WHAT THE EXERCISE ASKS → Extract the full listing verbatim and drop any pictures from your copy.

ENTRIES →

★ ★ ★ ★ ★

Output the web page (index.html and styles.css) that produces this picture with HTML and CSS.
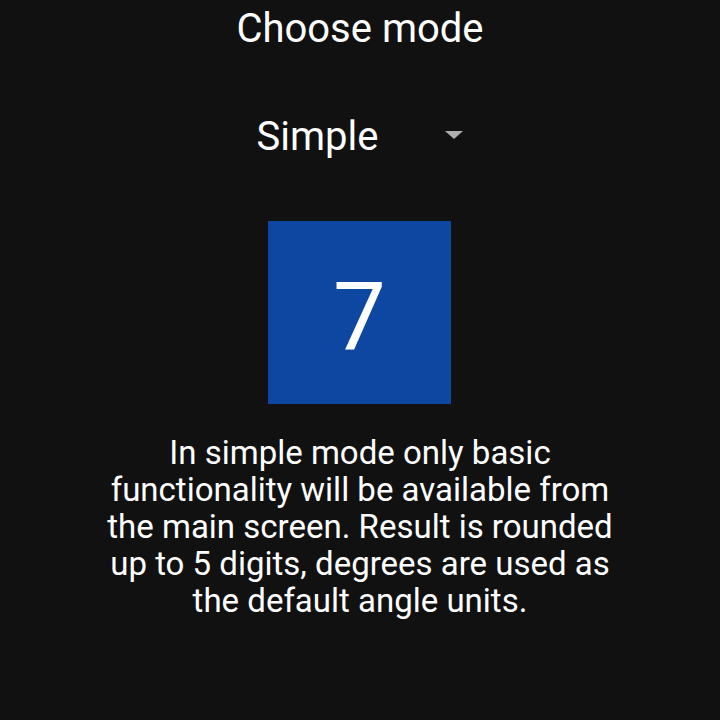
FILE: index.html
```html
<!DOCTYPE html>
<html lang="en">
<head>
  <meta charset="UTF-8">
  <title>Choose mode</title>
  <link rel="stylesheet" href="styles.css">
</head>
<body>
  <div class="screen">
    <h1 class="title">Choose mode</h1>

    <div class="picker">
      <span class="picker-value">Simple</span>
      <span class="picker-arrow"></span>
    </div>

    <div class="preview">7</div>

    <p class="desc">In simple mode only basic functionality will be available from the main screen. Result is rounded up to 5 digits, degrees are used as the default angle units.</p>
  </div>
</body>
</html>
```

FILE: styles.css
```css
html, body { margin: 0; height: 100%; background: #111111; }
body { font-family: Roboto, "Noto Sans", sans-serif; color: #ffffff; }
.screen { display: flex; flex-direction: column; align-items: center; }
.title { font-size: 40px; font-weight: 400; margin: 5px 0 0; line-height: 48px; }
.picker { display: flex; align-items: center; gap: 67px; margin-top: 60px; height: 48px; }
.picker-value { font-size: 40px; line-height: 48px; }
.picker-arrow { width: 0; height: 0; border-left: 9px solid transparent; border-right: 9px solid transparent; border-top: 8px solid #b0b0b0; margin-top: -4px; }
.preview { width: 183px; height: 183px; margin-top: 60px; margin-right: 1px; padding-top: 8px; box-sizing: border-box; background: #0d47a1; display: flex; align-items: center; justify-content: center; font-size: 94px; }
.desc { width: 530px; margin: 30px 0 0; text-align: center; font-size: 33px; line-height: 37px; }
```
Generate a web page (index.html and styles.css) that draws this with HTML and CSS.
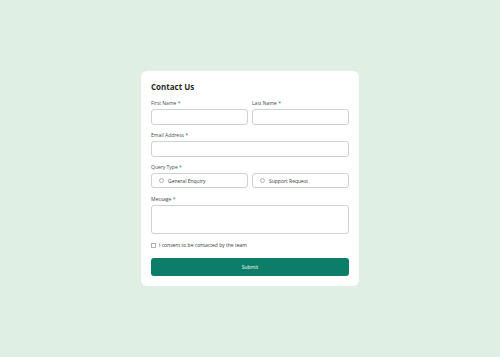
FILE: index.html
```html
<!DOCTYPE html>
<html lang="en">
<head>
<meta charset="utf-8">
<title>Contact Us</title>
<link rel="stylesheet" href="styles.css">
</head>
<body>
<main class="page">
  <form class="card">
    <h1 class="title">Contact Us</h1>
    <div class="row two field">
      <div class="sub">
        <label class="label">First Name <span class="req">*</span></label>
        <div class="input"></div>
      </div>
      <div class="sub">
        <label class="label">Last Name <span class="req">*</span></label>
        <div class="input"></div>
      </div>
    </div>
    <div class="field">
      <label class="label">Email Address <span class="req">*</span></label>
      <div class="input"></div>
    </div>
    <div class="field query">
      <label class="label">Query Type <span class="req">*</span></label>
      <div class="row two">
        <div class="input radio-box"><span class="radio"></span>General Enquiry</div>
        <div class="input radio-box"><span class="radio"></span>Support Request</div>
      </div>
    </div>
    <div class="field">
      <label class="label">Message <span class="req">*</span></label>
      <div class="input textarea"></div>
    </div>
    <div class="consent"><span class="check"></span>I consent to be contacted by the team</div>
    <div class="submit">Submit</div>
  </form>
</main>
</body>
</html>
```
FILE: styles.css
```css
* { box-sizing: border-box; }
html, body { margin: 0; padding: 0; }
body {
  background: #dfefe4;
  font-family: "Open Sans", "Noto Sans", sans-serif;
  color: #2a3b38;
  width: 500px;
  height: 357px;
}
.page {
  display: flex;
  justify-content: center;
  padding-top: 71px;
}
.card {
  width: 218px;
  background: #ffffff;
  border-radius: 6px;
  padding: 10px 10px 10px 10px;
  display: flex;
  flex-direction: column;
}
.title {
  margin: 0;
  font-size: 8px;
  line-height: 11px;
  font-weight: 700;
  color: #1f2a28;
  margin-bottom: 8px;
}
.row.two {
  display: grid;
  grid-template-columns: 1fr 1fr;
  gap: 4px;
}
.field { margin-bottom: 7px; }
.field.query { margin-bottom: 8px; }
.field, .sub { display: flex; flex-direction: column; }
.row.two.field { display: grid; }
.label {
  font-size: 5px;
  line-height: 6px;
  color: #3f4d4a;
  margin-bottom: 3px;
}
.req { color: #0c7d69; }
.input {
  height: 16px;
  border: 1px solid #ccd2d0;
  border-radius: 3px;
  background: #fff;
}
.radio-box {
  height: 15px;
  display: flex;
  align-items: center;
  padding-left: 7px;
  font-size: 5px;
  color: #2f3d3a;
}
.radio {
  width: 5px;
  height: 5px;
  border: 0.6px solid #aab3b0;
  border-radius: 50%;
  margin-right: 4px;
}
.textarea { height: 29px; }
.consent {
  display: flex;
  align-items: center;
  font-size: 5px;
  line-height: 6px;
  color: #2f3d3a;
  margin-top: 1px;
  margin-bottom: 10px;
}
.check {
  width: 5px;
  height: 5px;
  border: 0.6px solid #aab3b0;
  margin-right: 3px;
}
.submit {
  height: 18px;
  background: #0c7d69;
  border-radius: 3px;
  color: #fff;
  font-size: 5px;
  display: flex;
  align-items: center;
  justify-content: center;
}
```
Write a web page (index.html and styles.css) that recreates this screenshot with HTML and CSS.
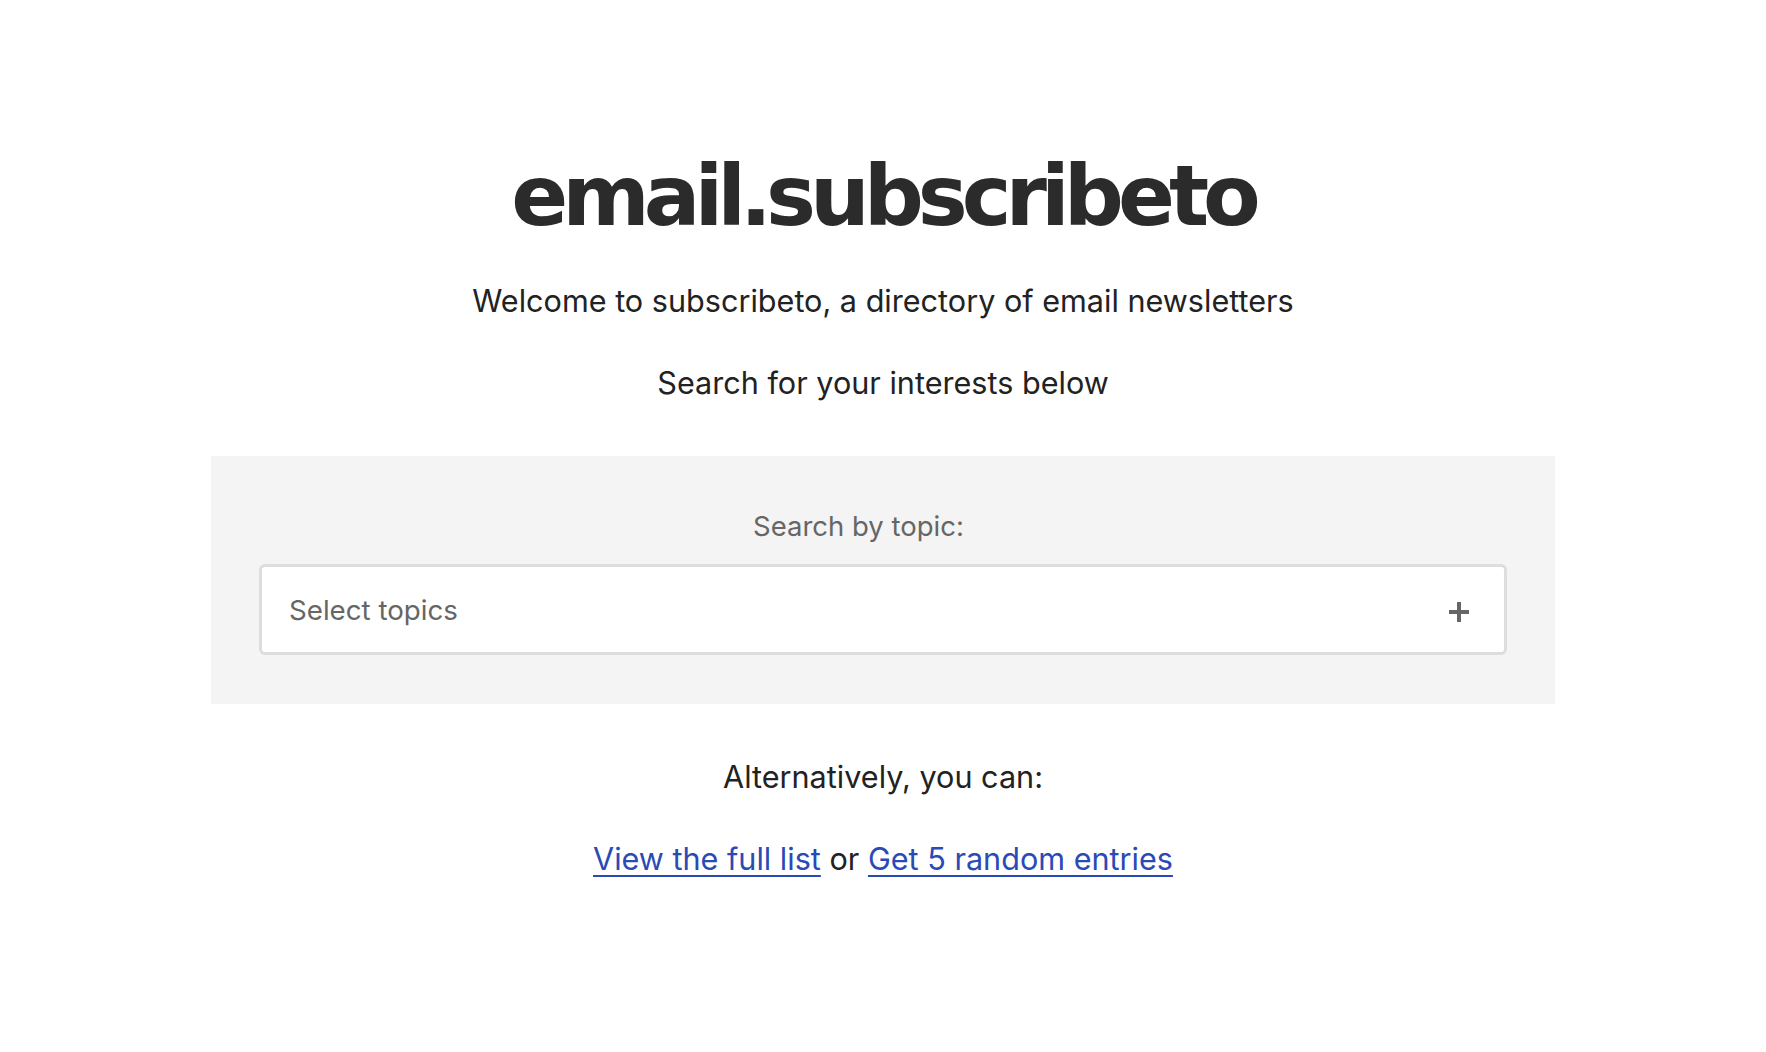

★ ★ ★ ★ ★

FULL OUTPUT →
Output the web page (index.html and styles.css) that produces this picture with HTML and CSS.
FILE: index.html
```html
<!DOCTYPE html>
<html lang="en">
<head>
  <meta charset="UTF-8">
  <title>Choose mode</title>
  <link rel="stylesheet" href="styles.css">
</head>
<body>
  <div class="screen">
    <h1 class="title">Choose mode</h1>

    <div class="picker">
      <span class="picker-value">Simple</span>
      <span class="picker-arrow"></span>
    </div>

    <div class="preview">7</div>

    <p class="desc">In simple mode only basic functionality will be available from the main screen. Result is rounded up to 5 digits, degrees are used as the default angle units.</p>
  </div>
</body>
</html>
```

FILE: styles.css
```css
html, body { margin: 0; height: 100%; background: #111111; }
body { font-family: Roboto, "Noto Sans", sans-serif; color: #ffffff; }
.screen { display: flex; flex-direction: column; align-items: center; }
.title { font-size: 40px; font-weight: 400; margin: 5px 0 0; line-height: 48px; }
.picker { display: flex; align-items: center; gap: 67px; margin-top: 60px; height: 48px; }
.picker-value { font-size: 40px; line-height: 48px; }
.picker-arrow { width: 0; height: 0; border-left: 9px solid transparent; border-right: 9px solid transparent; border-top: 8px solid #b0b0b0; margin-top: -4px; }
.preview { width: 183px; height: 183px; margin-top: 60px; margin-right: 1px; padding-top: 8px; box-sizing: border-box; background: #0d47a1; display: flex; align-items: center; justify-content: center; font-size: 94px; }
.desc { width: 530px; margin: 30px 0 0; text-align: center; font-size: 33px; line-height: 37px; }
```
Generate a web page (index.html and styles.css) that draws this with HTML and CSS.
FILE: index.html
```html
<!DOCTYPE html>
<html lang="en">
<head>
<meta charset="utf-8">
<title>Contact Us</title>
<link rel="stylesheet" href="styles.css">
</head>
<body>
<main class="page">
  <form class="card">
    <h1 class="title">Contact Us</h1>
    <div class="row two field">
      <div class="sub">
        <label class="label">First Name <span class="req">*</span></label>
        <div class="input"></div>
      </div>
      <div class="sub">
        <label class="label">Last Name <span class="req">*</span></label>
        <div class="input"></div>
      </div>
    </div>
    <div class="field">
      <label class="label">Email Address <span class="req">*</span></label>
      <div class="input"></div>
    </div>
    <div class="field query">
      <label class="label">Query Type <span class="req">*</span></label>
      <div class="row two">
        <div class="input radio-box"><span class="radio"></span>General Enquiry</div>
        <div class="input radio-box"><span class="radio"></span>Support Request</div>
      </div>
    </div>
    <div class="field">
      <label class="label">Message <span class="req">*</span></label>
      <div class="input textarea"></div>
    </div>
    <div class="consent"><span class="check"></span>I consent to be contacted by the team</div>
    <div class="submit">Submit</div>
  </form>
</main>
</body>
</html>
```
FILE: styles.css
```css
* { box-sizing: border-box; }
html, body { margin: 0; padding: 0; }
body {
  background: #dfefe4;
  font-family: "Open Sans", "Noto Sans", sans-serif;
  color: #2a3b38;
  width: 500px;
  height: 357px;
}
.page {
  display: flex;
  justify-content: center;
  padding-top: 71px;
}
.card {
  width: 218px;
  background: #ffffff;
  border-radius: 6px;
  padding: 10px 10px 10px 10px;
  display: flex;
  flex-direction: column;
}
.title {
  margin: 0;
  font-size: 8px;
  line-height: 11px;
  font-weight: 700;
  color: #1f2a28;
  margin-bottom: 8px;
}
.row.two {
  display: grid;
  grid-template-columns: 1fr 1fr;
  gap: 4px;
}
.field { margin-bottom: 7px; }
.field.query { margin-bottom: 8px; }
.field, .sub { display: flex; flex-direction: column; }
.row.two.field { display: grid; }
.label {
  font-size: 5px;
  line-height: 6px;
  color: #3f4d4a;
  margin-bottom: 3px;
}
.req { color: #0c7d69; }
.input {
  height: 16px;
  border: 1px solid #ccd2d0;
  border-radius: 3px;
  background: #fff;
}
.radio-box {
  height: 15px;
  display: flex;
  align-items: center;
  padding-left: 7px;
  font-size: 5px;
  color: #2f3d3a;
}
.radio {
  width: 5px;
  height: 5px;
  border: 0.6px solid #aab3b0;
  border-radius: 50%;
  margin-right: 4px;
}
.textarea { height: 29px; }
.consent {
  display: flex;
  align-items: center;
  font-size: 5px;
  line-height: 6px;
  color: #2f3d3a;
  margin-top: 1px;
  margin-bottom: 10px;
}
.check {
  width: 5px;
  height: 5px;
  border: 0.6px solid #aab3b0;
  margin-right: 3px;
}
.submit {
  height: 18px;
  background: #0c7d69;
  border-radius: 3px;
  color: #fff;
  font-size: 5px;
  display: flex;
  align-items: center;
  justify-content: center;
}
```
Write a web page (index.html and styles.css) that recreates this screenshot with HTML and CSS.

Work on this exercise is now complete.